That makes kernel dependencies obvious: the loop body uses captured views rather
than reaching back into ``State`` or ``StateDerivatives``.

Worked Example: ``NodePairList`` and ``NodePairListView``
=========================================================

NodePairList Problem Addressed
------------------------------

Pairwise hydro loops need a compact schedule of node-node interactions. Host
code also needs richer operations: sorting, insertion, pair-to-index lookup, and
domain-decomposition ordering.

NodePairList Design
-------------------

``NodePairList`` is the host-side owner. It stores a
``std::vector<NodePairIdxType>`` and maintains host-side conveniences such as
iterators and a lazy pair-to-index lookup map.

``NodePairListView`` is intentionally much smaller.
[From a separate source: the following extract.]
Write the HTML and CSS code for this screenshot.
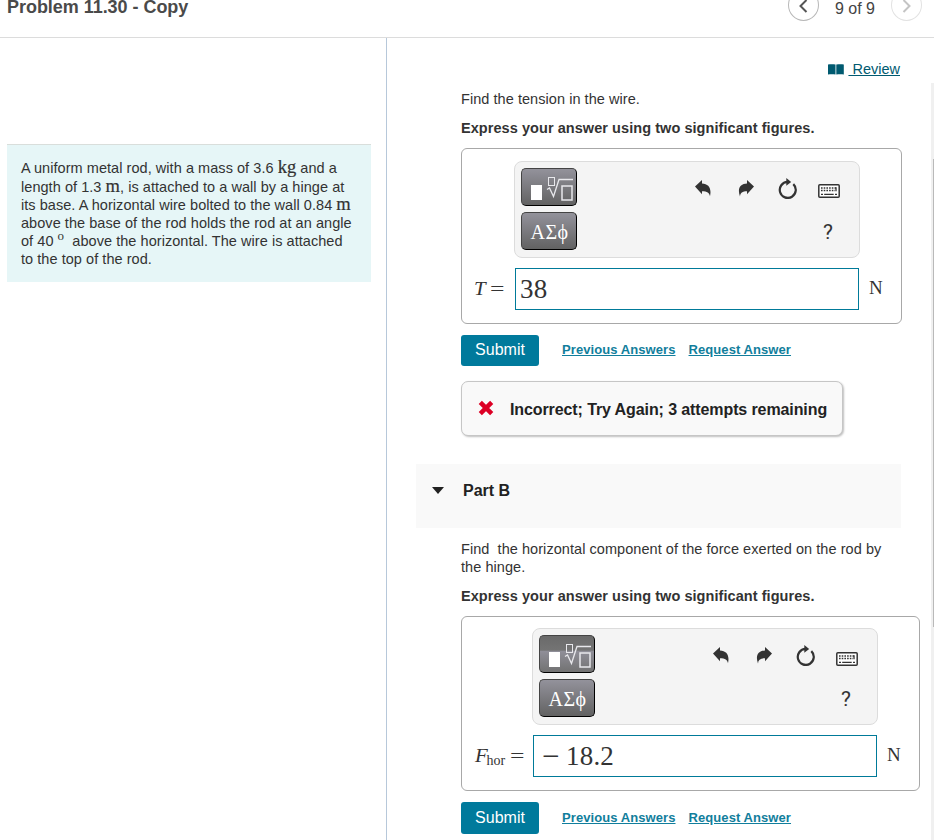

It stores only a CHAI
``ManagedArray`` or span of ``NodePairIdxType`` values and exposes:

* ``operator[]`` for indexed access.
* ``size()`` and ``data()``.
* ``move()`` and ``touch()``.

This is enough for the RAJA pair loops shown in the current SPH examples:

.. code-block:: c++

   const auto& pairsValue = connectivityMap.nodePairList();
   const auto  pairs = pairsValue.view();
   const auto  npairs = pairs.size();

   RAJA::forall<EXEC_POLICY>(TRS_UINT(0u, npairs),
     [=] SPHERAL_HOST_DEVICE (size_t kk) {
       const auto i = pairs[kk].i_node;
       const auto j = pairs[kk].j_node;
       const auto nodeListi = pairs[kk].i_list;
       const auto nodeListj = pairs[kk].j_list;

       // Compute this pair interaction.
     });

NodePairList Important Consequences
-----------------------------------

The view does not expose the pair-to-index lookup map. That omission is a
design feature, not a missing API, for loops that operate on an already-built
pair schedule. In that case, device code can consume the flattened pair list
without carrying the host lookup structure into the kernel.

This is a useful precedent, but not by itself a complete answer for future
connectivity work. ``NodePairListView`` shows that an already-built pair
schedule can be consumed on device through a flattened representation. It does
not prove that the algorithms that build or patch connectivity can avoid richer
device-side data structures. Future connectivity work should determine which
parts can use flattened inputs and which parts require additional staging or
new device-ready structures.

Worked Example: ``ArtificialViscosity`` and Managed Views
=========================================================

ArtificialViscosity Problem Addressed
-------------------------------------

``ArtificialViscosity`` is not just a data container. It is a ``Physics``
package with state registration, derivative registration, boundary behavior,
restart state, and several concrete implementations. The hydro algorithm needs
to call the pairwise ``QPiij`` operation on device, but the concrete viscosity
type is selected through the host object model.

ArtificialViscosity Design
--------------------------

The host-facing ``ArtificialViscosity`` object owns the full physics-package
behavior. It also exposes ``getScalarView()`` and ``getTensorView()`` so callers
can obtain the appropriate device-facing polymorphic view.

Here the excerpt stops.